Obama se las ha arreglado también para cuestionar la lógica de la polarización ideológica que motivó la defensa del régimen hondureño

No obstante, la decidida actuación de Shannon y sus colegas en Honduras ha enviado un par de potentes mensajes. El primero es la réplica ofrecida a un conglomerado de senadores y congresistas de la derecha, que ocupaban los intersticios políticos dejados por la negligencia de un Departamento de Estado de EE UU ocupado en otras cosas. Las numerosas visitas de republicanos y reaganitas a Tegucigalpa, donde fueron atendidos con frío protocolo por el embajador estadounidense en Honduras, Hugo Llorens, alimentaron las esperanzas del régimen local de que las reprimendas de la comunidad internacional podrían amainar. Pocas otras razones parecerían capaces de explicar una resistencia tan prolongada por parte de Micheletti a los insultos de múltiples embargos, desde la cancelación de visados estadounidenses –popular tema de conversación que domina el local más frecuentado por los políticos de Tegucigalpa, el café Vie de France– a la poco ceremoniosa repatriación de 50 soldados hondureños de las fuerzas de mantenimiento de paz en Líbano, la grave escasez de gasolina y la negativa europea a supervisar las elecciones de noviembre.

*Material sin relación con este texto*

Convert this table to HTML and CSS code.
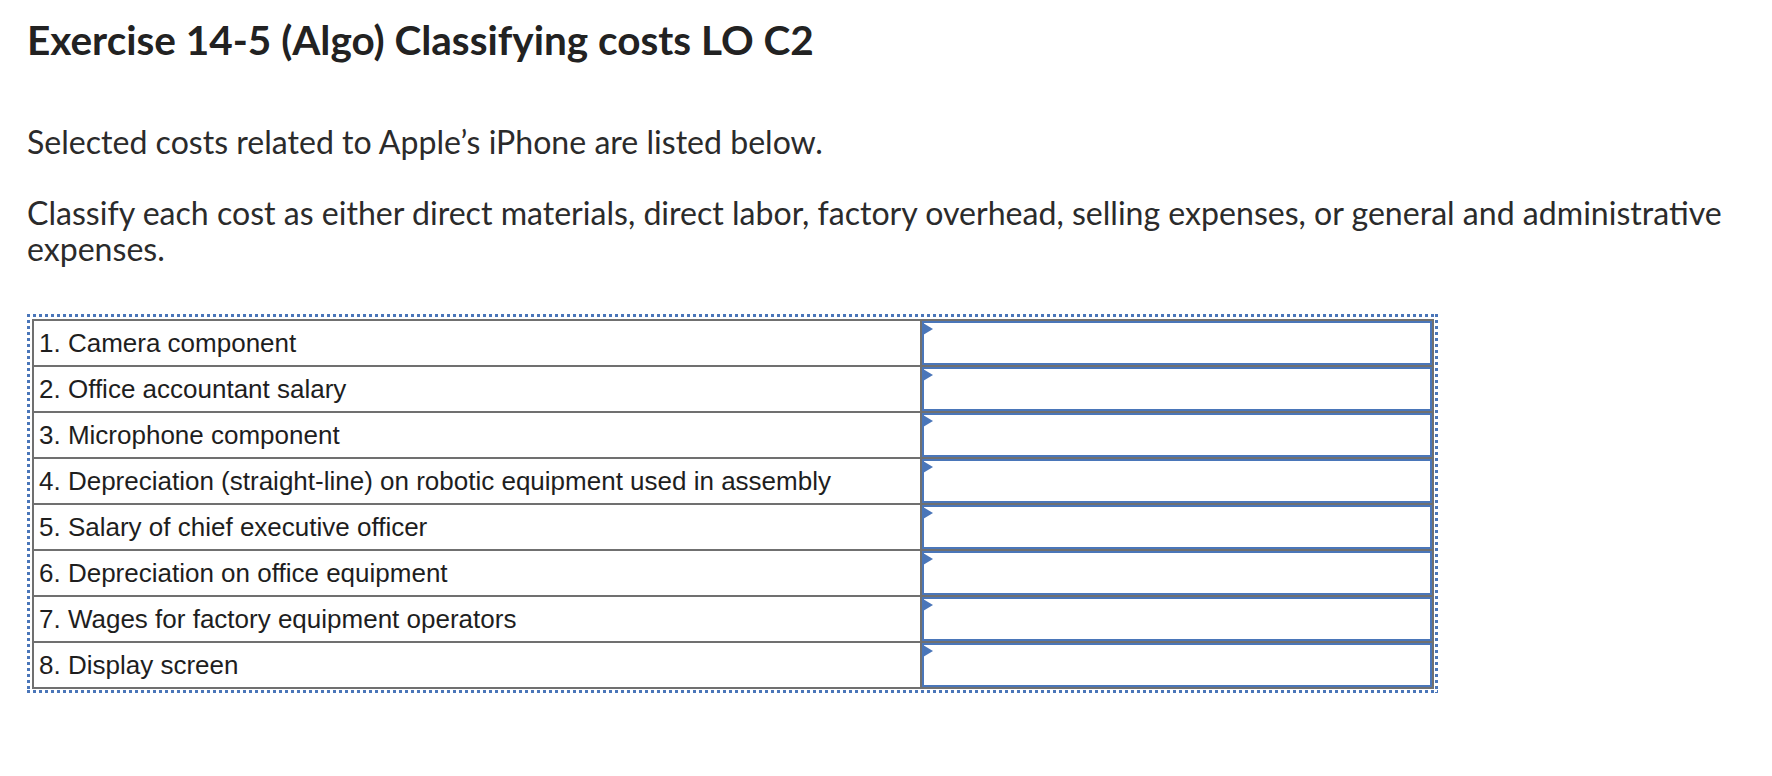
FILE: index.html
```html
<!DOCTYPE html>
<html lang="en">
<head>
<meta charset="utf-8">
<title>Exercise 14-5 (Algo) Classifying costs LO C2</title>
<link rel="stylesheet" href="styles.css">
</head>
<body>
<main class="page">
  <h1 class="title">Exercise 14-5 (Algo) Classifying costs LO C2</h1>
  <p class="intro">Selected costs related to Apple’s iPhone are listed below.</p>
  <p class="intro">Classify each cost as either direct materials, direct labor, factory overhead, selling expenses, or general and administrative expenses.</p>
  <div class="frame">
    <div class="costs">
      <div class="label">1. Camera component</div>
      <div class="answer"><div class="field"><span class="flag"></span></div></div>
      <div class="label">2. Office accountant salary</div>
      <div class="answer"><div class="field"><span class="flag"></span></div></div>
      <div class="label">3. Microphone component</div>
      <div class="answer"><div class="field"><span class="flag"></span></div></div>
      <div class="label">4. Depreciation (straight-line) on robotic equipment used in assembly</div>
      <div class="answer"><div class="field"><span class="flag"></span></div></div>
      <div class="label">5. Salary of chief executive officer</div>
      <div class="answer"><div class="field"><span class="flag"></span></div></div>
      <div class="label">6. Depreciation on office equipment</div>
      <div class="answer"><div class="field"><span class="flag"></span></div></div>
      <div class="label">7. Wages for factory equipment operators</div>
      <div class="answer"><div class="field"><span class="flag"></span></div></div>
      <div class="label">8. Display screen</div>
      <div class="answer"><div class="field"><span class="flag"></span></div></div>
    </div>
  </div>
</main>
</body>
</html>
```

FILE: styles.css
```css
html, body {
  margin: 0;
  padding: 0;
  background: #ffffff;
}

.page {
  padding: 16px 0 0 27px;
  font-family: "Lato", "Open Sans", sans-serif;
  color: #2b2b2b;
}

.title {
  margin: 0 0 60px 0;
  font-size: 40.5px;
  line-height: 48px;
  font-weight: 700;
  color: #222222;
}

.intro {
  margin: 0 0 35px 0;
  font-size: 32.1px;
  line-height: 36px;
  font-weight: 400;
  max-width: 1735px;
}

.frame {
  width: fit-content;
  padding: 5px 4px 4px 5px;
  margin-top: 47px;
  background:
    repeating-linear-gradient(90deg, #4a76b9 0 3px, transparent 3px 6px) top left / 100% 3px no-repeat,
    repeating-linear-gradient(90deg, #4a76b9 0 3px, transparent 3px 6px) bottom left / 100% 3px no-repeat,
    repeating-linear-gradient(180deg, #4a76b9 0 3px, transparent 3px 6px) top left / 3px 100% no-repeat,
    repeating-linear-gradient(180deg, #4a76b9 0 3px, transparent 3px 6px) top right / 3px 100% no-repeat;
}

.costs {
  display: grid;
  grid-template-columns: 886px 510px;
  grid-auto-rows: 44px;
  gap: 2px;
  border: 2px solid #707070;
  background: #707070;
}

.label {
  background: #ffffff;
  padding-left: 5px;
  display: flex;
  align-items: center;
  font-family: "Liberation Sans", Arial, sans-serif;
  font-size: 26px;
  color: #1e1e1e;
  white-space: nowrap;
}

.answer {
  background: #ffffff;
}

.field {
  position: relative;
  box-sizing: border-box;
  height: 44px;
  border: 2px solid #4a76b9;
}

.flag {
  position: absolute;
  left: -1px;
  top: 0;
  width: 0;
  height: 0;
  border-left: 10px solid #4a76b9;
  border-top: 6px solid transparent;
  border-bottom: 6px solid transparent;
}
```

Al menoscabar la autoridad de estos políticos, la presidencia Obama se las ha arreglado también para cuestionar la lógica de la polarización ideológica que motivó la defensa del régimen hondureño. América Latina está indudablemente dividida: en lo que respecta a origen social y control del Estado, un océano separa a los gobernantes de Bolivia o Ecuador de los neoliberales de Panamá o Colombia. Pero la tendencia de la diplomacia estadounidense a dirigirse hacia las élites conservadoras estables, el reflejo automático de la Doctrina Monroe, ha dejado de tener sentido en un contexto en el que un mandatario de centroizquierda con un programa radical de construcción nacional y formación de clase, como es el caso de Luiz Inácio Lula en Brasil, es el principal aliado de Washington en el continente. La lúgubre estética política del régimen hondureño, que incluye estados de sitio, toques de queda, cierres de medios de comunicación y presuntas desapariciones, todo lo cual es mucho peor que ninguno de los movimientos que ha intentado hasta ahora Chávez, es casi seguro la prueba perfecta de que Estados Unidos debería pensar seriamente en cambiar de amigos.

Por supuesto, ningún populista de izquierda está a punto de comenzar a entonar el lenguaje de la amistad. Pero quizá sí ha llegado ahora el momento de una cautelosa reevaluación mutua. Dejemos que la Doctrina Maisto tome el relevo donde Monroe ha finalizado.